=== Data for the task ===

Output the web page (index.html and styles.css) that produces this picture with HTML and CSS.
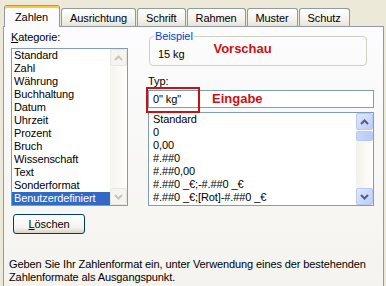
FILE: index.html
```html
<!DOCTYPE html>
<html lang="de">
<head>
  <meta charset="UTF-8">
  <title>Zellen formatieren</title>
  <link rel="stylesheet" href="styles.css">
</head>
<body>
  <div class="tabs">
    <div class="tab active">Zahlen</div>
    <div class="tab">Ausrichtung</div>
    <div class="tab">Schrift</div>
    <div class="tab">Rahmen</div>
    <div class="tab">Muster</div>
    <div class="tab">Schutz</div>
  </div>
  <div class="page">
    <div class="columns">
      <div class="left">
        <div class="label"><u>K</u>ategorie:</div>
        <div class="listbox category">
          <ul class="items">
            <li>Standard</li>
            <li>Zahl</li>
            <li>Währung</li>
            <li>Buchhaltung</li>
            <li>Datum</li>
            <li>Uhrzeit</li>
            <li>Prozent</li>
            <li>Bruch</li>
            <li>Wissenschaft</li>
            <li>Text</li>
            <li>Sonderformat</li>
            <li class="selected">Benutzerdefiniert</li>
          </ul>
          <div class="scrollbar disabled">
            <div class="sb-btn"><svg width="9" height="6" viewBox="0 0 9 6"><path d="M1 5L4.5 1.5L8 5"/></svg></div>
            <div class="sb-track"></div>
            <div class="sb-btn"><svg width="9" height="6" viewBox="0 0 9 6"><path d="M1 1L4.5 4.5L8 1"/></svg></div>
          </div>
        </div>
        <button class="btn"><u>L</u>öschen</button>
      </div>
      <div class="right">
        <fieldset class="sample">
          <legend>Beispiel</legend>
          <div class="sample-row">
            <span>15 kg</span>
            <span class="note">Vorschau</span>
          </div>
        </fieldset>
        <div class="label type-label">Typ:</div>
        <div class="input-wrap">
          <div class="input">
            <span>0" kg"</span>
            <span class="note">Eingabe</span>
          </div>
          <div class="mark"></div>
        </div>
        <div class="listbox types">
          <ul class="items">
            <li>Standard</li>
            <li>0</li>
            <li>0,00</li>
            <li>#.##0</li>
            <li>#.##0,00</li>
            <li>#.##0 _€;-#.##0 _€</li>
            <li>#.##0 _€;[Rot]-#.##0 _€</li>
          </ul>
          <div class="scrollbar">
            <div class="sb-btn"><svg width="9" height="6" viewBox="0 0 9 6"><path d="M1 5L4.5 1.5L8 5"/></svg></div>
            <div class="sb-track"><div class="sb-thumb"></div></div>
            <div class="sb-btn"><svg width="9" height="6" viewBox="0 0 9 6"><path d="M1 1L4.5 4.5L8 1"/></svg></div>
          </div>
        </div>
      </div>
    </div>
    <p class="hint">Geben Sie Ihr Zahlenformat ein, unter Verwendung eines der bestehenden<br>Zahlenformate als Ausgangspunkt.</p>
  </div>
</body>
</html>
```

FILE: styles.css
```css
* {
  box-sizing: border-box;
  margin: 0;
  padding: 0;
}
body {
  background: #ece9d8;
  color: #000;
  font-family: "Liberation Sans", Arial, sans-serif;
  font-size: 11px;
  line-height: 13px;
  letter-spacing: -0.1px;
  width: 386px;
  height: 286px;
  overflow: hidden;
}
u {
  text-decoration: underline;
}

/* tab strip */
.tabs {
  display: flex;
  align-items: flex-end;
  gap: 1px;
  height: 26px;
  padding-left: 4px;
}
.tab {
  height: 18px;
  padding: 3px 8px 0;
  border: 1px solid #919b9c;
  border-bottom: none;
  border-radius: 3px 3px 0 0;
  background: linear-gradient(#ffffff, #f3f2ed 60%, #e6e4dc);
  white-space: nowrap;
}
.tab.active {
  position: relative;
  z-index: 1;
  height: 22px;
  margin-bottom: -1px;
  padding: 5px 11px 0 10px;
  border-top: 1px solid #e68b2c;
  box-shadow: inset 0 2px #ffc73c;
  background: #fcfcfe;
}

/* tab page */
.page {
  margin-left: 3px;
  width: 381px;
  height: 270px;
  padding: 4px 9px 0 5px;
  border: 1px solid #919b9c;
  background: linear-gradient(#fcfcfe, #f4f3ee);
}
.columns {
  display: grid;
  grid-template-columns: 117px 226px;
  column-gap: 20px;
  padding-left: 2px;
}
.label {
  height: 13px;
}

/* list boxes */
.listbox {
  display: flex;
  border: 1px solid #7f9db9;
  background: #fff;
  overflow: hidden;
}
.category {
  margin-top: 4px;
  height: 158px;
}
.types {
  margin-top: 4px;
  height: 94px;
}
.items {
  flex: 1;
  list-style: none;
}
.items li {
  height: 13px;
  padding-left: 2px;
  white-space: nowrap;
}
.types .items li {
  padding-left: 4px;
}
.items li.selected {
  background: #316ac5;
  color: #fff;
}

/* scrollbars */
.scrollbar {
  width: 17px;
  display: flex;
  flex-direction: column;
  background: linear-gradient(90deg, #f3f1ec, #fefefb);
}
.sb-btn {
  height: 17px;
  display: flex;
  align-items: center;
  justify-content: center;
  border: 1px solid #b9cbf3;
  border-radius: 2px;
  background: linear-gradient(135deg, #dde7fd, #bccdf7);
}
.sb-btn path {
  fill: none;
  stroke: #4d6185;
  stroke-width: 2;
}
.sb-track {
  flex: 1;
  padding-top: 1px;
}
.sb-thumb {
  height: 10px;
  border: 1px solid #b9cbf3;
  border-radius: 2px;
  background: linear-gradient(90deg, #c9d7fb, #b7c9f5);
}
.disabled {
  background: linear-gradient(90deg, #f6f5f0, #fdfdfa);
}
.disabled .sb-btn {
  border-color: #e8e7df;
  background: #f5f4ef;
}
.disabled .sb-btn path {
  stroke: #c7c6ba;
}

/* button */
.btn {
  display: block;
  margin: 8px 0 0 2px;
  width: 72px;
  height: 20px;
  border: 1px solid #003c74;
  border-radius: 3px;
  background: linear-gradient(#ffffff, #f4f3ee 70%, #d8d2c6);
  font: inherit;
  letter-spacing: inherit;
  color: #000;
}

/* preview group */
.sample {
  margin: -1px 7px 0 1px;
  padding: 5px 8px 4px;
  border: 1px solid #d0d0bf;
  border-radius: 4px;
}
.sample legend {
  margin-left: -4px;
  padding: 0 1px;
  color: #0046d5;
}
.sample-row {
  display: flex;
  align-items: flex-start;
  gap: 29px;
}
.note {
  color: #cc1111;
  font-size: 13px;
  font-weight: bold;
  letter-spacing: 0;
  line-height: 16px;
}
.sample-row .note {
  margin-top: -7px;
}

/* type input */
.type-label {
  margin-top: 9px;
}
.input-wrap {
  position: relative;
  margin-top: 2px;
}
.input {
  display: flex;
  align-items: baseline;
  gap: 31px;
  height: 18px;
  padding: 0 4px;
  border: 1px solid #7f9db9;
  background: #fff;
  line-height: 16px;
}
.mark {
  position: absolute;
  left: -2px;
  top: -3px;
  width: 54px;
  height: 26px;
  border: 2px solid #cc1111;
}

.hint {
  margin-top: 24px;
}
```
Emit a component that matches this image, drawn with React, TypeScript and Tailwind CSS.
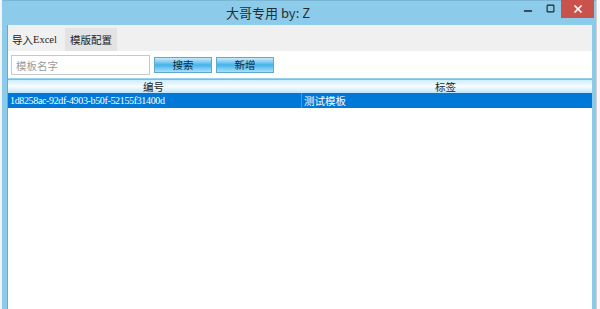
import { Minus, Square, X } from "lucide-react";

const cjk = "font-['Microsoft_YaHei','Noto_Sans_CJK_SC',sans-serif]";
const simsun = "font-['Liberation_Serif','Noto_Sans_CJK_SC',serif]";

function BlueButton({ label }: { label: string }) {
    return (
        <button
            type="button"
            className={`h-[16px] w-[58px] border border-[#5fa9cf] bg-gradient-to-b from-[#c8ecfb] via-[#3fb3ea] to-[#a9e0f7] text-[10.5px] leading-[14px] text-[#0b2a4a] ${cjk}`}
        >
            {label}
        </button>
    );
}

export default function App() {
    return (
        <div className="flex h-[309px] w-[600px] overflow-hidden bg-[#fafafa]">
            <div className="w-[2px] shrink-0 bg-[#f4f4f4]" />
            <div className="flex w-[594px] shrink-0 flex-col border-t border-[#7ab6d4] bg-[#8ccbea]">
                {/* title bar */}
                <div className="relative flex h-[24px] shrink-0 items-center justify-center pr-[62px]">
                    <span className={`text-[13px] text-[#2b2b2b] ${cjk}`}>大哥专用 by: Z</span>
                    <div className="absolute right-[2px] top-[-1px] flex items-start">
                        <div className="flex h-[18px] w-[22px] items-center justify-center">
                            <Minus className="mt-[3px] h-3 w-3 text-[#222]" strokeWidth={3} />
                        </div>
                        <div className="flex h-[18px] w-[22px] items-center justify-center">
                            <Square className="mb-[2px] h-[9px] w-[9px] text-[#222]" strokeWidth={3} />
                        </div>
                        <div className="flex h-[18px] w-[33px] items-center justify-center bg-[#c9524c]">
                            <X className="h-3 w-3 text-white" strokeWidth={3.5} />
                        </div>
                    </div>
                </div>

                {/* client area */}
                <div className="ml-[5px] mr-[4px] flex flex-1 flex-col border-l border-[#6fa9c8] bg-white">
                    {/* tabs */}
                    <div className="flex h-[26px] shrink-0 items-end gap-[6px] bg-[#f0f0f0] pl-[2px]">
                        <div className={`flex h-[23px] items-center px-[2px] text-[10.5px] text-[#222] ${simsun}`}>
                            <span className={cjk}>导入</span>Excel
                        </div>
                        <div className={`flex h-[23px] w-[52px] items-center justify-center bg-[#e3e3e3] text-[10.5px] text-[#222] ${cjk}`}>
                            模版配置
                        </div>
                    </div>

                    {/* toolbar */}
                    <div className="flex h-[27px] shrink-0 items-center gap-[4px] pl-[3px] pt-[1px]">
                        <input
                            readOnly
                            placeholder="模板名字"
                            className={`h-[20px] w-[139px] border border-[#c9c9c9] px-[4px] text-[10.5px] placeholder:text-[#9a9a9a] ${cjk}`}
                        />
                        <BlueButton label="搜索" />
                        <BlueButton label="新增" />
                    </div>

                    {/* grid */}
                    <div className="flex shrink-0 flex-col">
                        <div className="h-[2px] bg-gradient-to-b from-[#a9dcf4] to-[#5fb4e2]" />
                        <div className={`grid h-[13px] grid-cols-[291px_1fr] bg-gradient-to-b from-[#cdeefc] via-[#f6fcff] to-[#bfe6f8] text-[10.5px] leading-[13px] text-[#222] ${cjk}`}>
                            <div className="text-center">编号</div>
                            <div className="text-center">标签</div>
                        </div>
                        <div className="grid h-[15px] grid-cols-[293px_1fr] bg-[#0078d7] text-white">
                            <div className={`pl-[2px] text-[10px] leading-[15px] tracking-[-0.35px] ${simsun}`}>
                                1d8258ac-92df-4903-b50f-52155f31400d
                            </div>
                            <div className={`border-l border-[#3d9be4] pl-[2px] text-[10.5px] leading-[15px] ${cjk}`}>
                                测试模板
                            </div>
                        </div>
                    </div>
                    <div className="flex-1 bg-white" />
                </div>
            </div>
            <div className="w-[4px] shrink-0 border-l border-[#d0d0d0] bg-[#f8f8f8]" />
        </div>
    );
}
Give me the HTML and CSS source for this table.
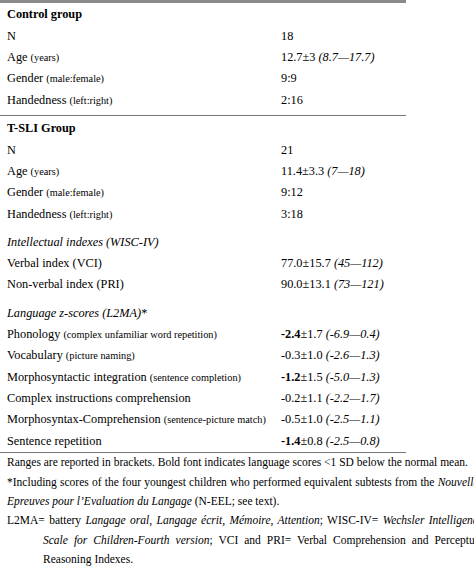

===

## Work to complete:
Identify how many lines in the entries above include the string "styles", then state that number alone.

## Complete answer:
3